Abstract

Declining northern bobwhite (Colinus virginianus) populations during the past 30 years have prompted managers to seek ways to improve habitat quality for this species. Reductions in frequency of prescribed fire throughout considerable expanses of mature pine (Pinus spp.) forests have resulted in closed-canopy conditions, predominantly woody understory conditions, and a loss of early-successional habitats needed by bobwhites. Herbicides, particularly in conjunction with prescribed fire, may be useful for managing these pine forests to benefit the bobwhite and other early-successional species, but effects of herbicides in combination with fire are not well understood. Therefore, we used 3 similar-aged, mature pine stands to evaluate vegetative response to selective herbicides with prescribed fire with respect to bobwhite nesting and broodrearing habitats. Our treatments were imazapyr with fire, imazapyr combined with glyphosate with fire, and dormant-season prescribed fire only. Plant diversity tended to decline on herbicide treatments during the first year but increased substantially on imazapyr plots during the second growing season following a burn.

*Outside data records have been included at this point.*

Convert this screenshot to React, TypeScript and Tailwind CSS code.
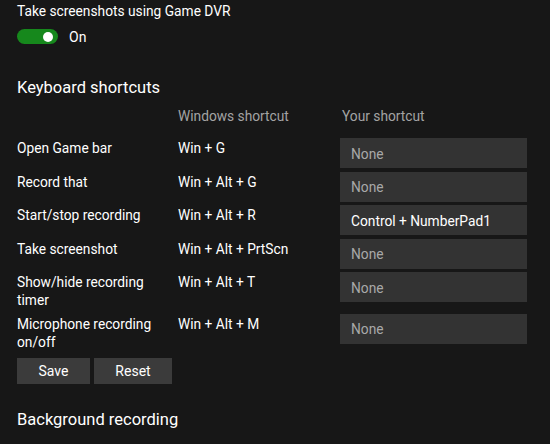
import * as React from "react";

interface Shortcut {
  label: string;
  windows: string;
  mine: string;
}

const SHORTCUTS: Shortcut[] = [
  { label: "Open Game bar", windows: "Win + G", mine: "None" },
  { label: "Record that", windows: "Win + Alt + G", mine: "None" },
  { label: "Start/stop recording", windows: "Win + Alt + R", mine: "Control + NumberPad1" },
  { label: "Take screenshot", windows: "Win + Alt + PrtScn", mine: "None" },
  { label: "Show/hide recording timer", windows: "Win + Alt + T", mine: "None" },
  { label: "Microphone recording on/off", windows: "Win + Alt + M", mine: "None" },
];

function Toggle({ on }: { on: boolean }) {
  return (
    <div className="flex items-center gap-[11px]">
      <div className="relative h-[15px] w-[41px] rounded-full bg-[#16881c]">
        <span className="absolute left-[26px] top-[2.5px] h-[10px] w-[10px] rounded-full bg-white" />
      </div>
      <span className="text-[14px] leading-5 text-white">{on ? "On" : "Off"}</span>
    </div>
  );
}

export default function App() {
  return (
    <div
      className="min-h-[444px] w-[550px] overflow-hidden bg-[#171717] px-[17px] pt-[1px] text-white"
      style={{ fontFamily: 'Roboto, "Open Sans", sans-serif' }}
    >
      <p className="text-[13.75px] leading-5">Take screenshots using Game DVR</p>
      <div className="mt-[7px] flex h-[17px] items-center">
        <Toggle on />
      </div>

      <h2 className="mt-[31px] text-[16.5px] leading-6">Keyboard shortcuts</h2>

      <div className="mt-[6px] grid grid-cols-[161px_162px_187px] text-[13.75px] leading-5 text-[#a3a3a3]">
        <span />
        <span>Windows shortcut</span>
        <span className="pl-[2px]">Your shortcut</span>
      </div>

      <div className="mt-[12px] grid grid-cols-[161px_162px_187px] gap-y-[3.5px] text-[13.75px] leading-[18px]">
        {SHORTCUTS.map((s) => (
          <React.Fragment key={s.label}>
            <span className="py-[1px] pr-3">{s.label}</span>
            <span className="py-[1px]">{s.windows}</span>
            <div
              className={
                s.mine === "None"
                  ? "flex h-[30px] items-center bg-[#333333] pl-[11px] pt-[1px] text-[#a8a8a8]"
                  : "flex h-[30px] items-center bg-[#333333] pl-[11px] pt-[1px] text-white"
              }
            >
              {s.mine}
            </div>
          </React.Fragment>
        ))}
      </div>

      <div className="mt-[6.5px] flex gap-[4px] text-[14px]">
        <button className="h-[26px] w-[73px] bg-[#3b3b3b] text-white">Save</button>
        <button className="h-[26px] w-[78px] bg-[#3b3b3b] text-white">Reset</button>
      </div>

      <h2 className="mt-[24px] text-[16.5px] leading-6">Background recording</h2>
    </div>
  );
}
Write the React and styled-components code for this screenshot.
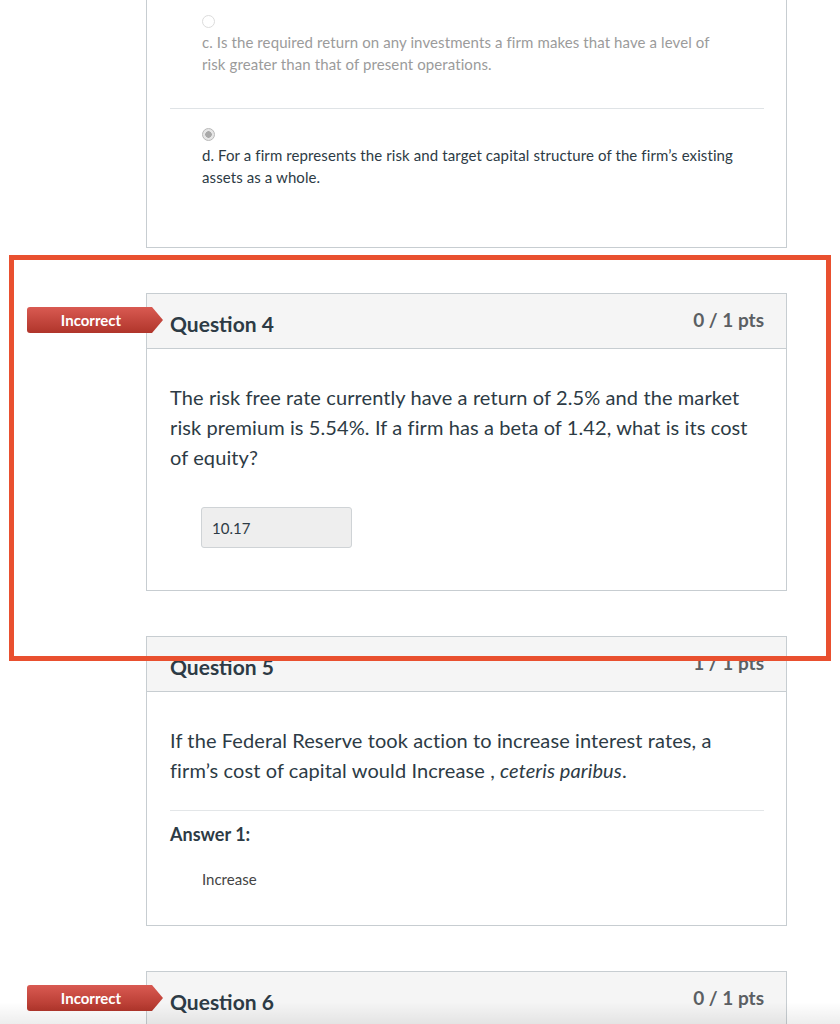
import React from "react";
import styled, { createGlobalStyle } from "styled-components";

const GlobalStyle = createGlobalStyle`
  html, body {
    margin: 0;
    padding: 0;
    overflow: hidden;
    background: #fff;
  }
  body {
    font-family: Lato, "Open Sans", "Liberation Sans", sans-serif;
    color: #2d3b45;
  }
`;

const Page = styled.div`
  position: relative;
  width: 840px;
  height: 1024px;
  overflow: hidden;
`;

const List = styled.div`
  display: flex;
  flex-direction: column;
  gap: 45px;
  padding-left: 146px;
  margin-top: -4px;
`;

const Question = styled.section`
  position: relative;
  width: 641px;
`;

const Card = styled.div`
  box-sizing: border-box;
  border: 1px solid #c7cdd1;
  border-top: ${(p) => (p.$continued ? "none" : "1px solid #c7cdd1")};
  background: #fff;
  padding-bottom: ${(p) => p.$pb || 0}px;
`;

const Header = styled.header`
  height: 55px;
  box-sizing: border-box;
  display: flex;
  align-items: center;
  justify-content: space-between;
  padding: 0 22px 0 23px;
  background: #f5f5f5;
  border-bottom: 1px solid #c7cdd1;
`;

const Title = styled.h2`
  margin: 5px 0 0;
  font-size: 21px;
  font-weight: 700;
  color: #2d3b45;
`;

const Points = styled.span`
  margin-top: -4px;
  font-size: 19px;
  font-weight: 700;
  color: #5b5f63;
`;

const Badge = styled.div`
  position: absolute;
  left: -119px;
  top: 14px;
  width: 136px;
  height: 26px;
  box-sizing: border-box;
  padding-right: 8px;
  display: flex;
  align-items: center;
  justify-content: center;
  border-radius: 3px 0 0 3px;
  background: linear-gradient(to bottom, #d95a52, #b0352b);
  clip-path: polygon(0 0, calc(100% - 11px) 0, 100% 50%, calc(100% - 11px) 100%, 0 100%);
  color: #fff;
  font-size: 15px;
  font-weight: 700;
`;

const Body = styled.div`
  padding: 0 22px 0 23px;
`;

const Prompt = styled.p`
  margin: 33px 0 0;
  font-size: 20px;
  letter-spacing: 0.1px;
  line-height: 30px;
  color: #2d3b45;
`;

const Option = styled.div`
  padding: 19px 28px 33px 32px;
  border-bottom: ${(p) => (p.$last ? "none" : "1px solid #dfe3e6")};
  color: ${(p) => (p.$faded ? "#9b9b9b" : "#2d3b45")};
  font-size: 15px;
  letter-spacing: 0.1px;
  line-height: 22px;
`;

const Radio = styled.span`
  display: block;
  box-sizing: border-box;
  width: 13px;
  height: 13px;
  margin: 0 0 3px;
  border-radius: 50%;
  border: 1px solid ${(p) => (p.$checked ? "#b8b8b8" : "#dcdcdc")};
  background: ${(p) =>
    p.$checked
      ? "radial-gradient(circle, #a9a9a9 0 3px, #e6e6e6 3.5px)"
      : "#fff"};
`;

const AnswerInput = styled.div`
  box-sizing: border-box;
  width: 151px;
  height: 41px;
  margin: 35px 0 0 31px;
  padding: 0 10px;
  display: flex;
  align-items: center;
  background: #eeeeee;
  border: 1px solid #cfd3d6;
  border-radius: 3px;
  font-size: 15px;
  color: #2d3b45;
`;

const Divider = styled.hr`
  margin: 25px 0 0;
  border: none;
  border-top: 1px solid #e3e6e8;
`;

const AnswerLabel = styled.div`
  margin-top: 12px;
  font-size: 18px;
  line-height: 22px;
  font-weight: 700;
  color: #2d3b45;
`;

const AnswerText = styled.div`
  margin: 23px 0 0 32px;
  font-size: 15px;
  line-height: 22px;
  color: #444;
`;

const Highlight = styled.div`
  position: absolute;
  left: 9px;
  top: 255px;
  width: 822px;
  height: 406px;
  box-sizing: border-box;
  border: 5px solid #e9502f;
  pointer-events: none;
`;

const BottomShade = styled.div`
  position: absolute;
  left: 0;
  right: 0;
  bottom: 0;
  height: 22px;
  background: linear-gradient(to bottom, rgba(0, 0, 0, 0), rgba(0, 0, 0, 0.07));
  pointer-events: none;
`;

export default function App() {
  return (
    <Page>
      <GlobalStyle />
      <List>
        <Question>
          <Card $continued $pb={26}>
            <Body>
              <Option $faded>
                <Radio />
                c. Is the required return on any investments a firm makes that have a level of
                risk greater than that of present operations.
              </Option>
              <Option $last>
                <Radio $checked />
                d. For a firm represents the risk and target capital structure of the firm’s existing
                assets as a whole.
              </Option>
            </Body>
          </Card>
        </Question>

        <Question>
          <Badge>Incorrect</Badge>
          <Card $pb={42}>
            <Header>
              <Title>Question 4</Title>
              <Points>0 / 1 pts</Points>
            </Header>
            <Body>
              <Prompt>
                The risk free rate currently have a return of 2.5% and the market risk
                premium is 5.54%. If a firm has a beta of 1.42, what is its cost of equity?
              </Prompt>
              <AnswerInput>10.17</AnswerInput>
            </Body>
          </Card>
        </Question>

        <Question>
          <Card $pb={35}>
            <Header>
              <Title>Question 5</Title>
              <Points>1 / 1 pts</Points>
            </Header>
            <Body>
              <Prompt>
                If the Federal Reserve took action to increase interest rates, a firm’s cost of
                capital would Increase , <em>ceteris paribus</em>.
              </Prompt>
              <Divider />
              <AnswerLabel>Answer 1:</AnswerLabel>
              <AnswerText>Increase</AnswerText>
            </Body>
          </Card>
        </Question>

        <Question>
          <Badge>Incorrect</Badge>
          <Card $pb={60}>
            <Header>
              <Title>Question 6</Title>
              <Points>0 / 1 pts</Points>
            </Header>
          </Card>
        </Question>
      </List>
      <Highlight />
      <BottomShade />
    </Page>
  );
}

Bobwhite food plants increased following application of imazapyr during the first growing season and were greater for both herbicide treatments than burning alone during the second growing season. Abundance of hardwoods declined on both herbicide treatments. However, no treatments produced bare-ground percentages known to be selected by bobwhites, and only prescribed fire alone created and maintained suitable escape cover. Overall, imazapyr with fire provided the greatest net improvement in vegetative conditions for bobwhites and retained floristic diversity. We recommend that managers target areas in which vegetative conditions have progressed to where burning alone is incapable of restoring early-successional plant communities needed by the bobwhite and other species and apply imazapyr with fire to create diverse, patchy habitat for bobwhites.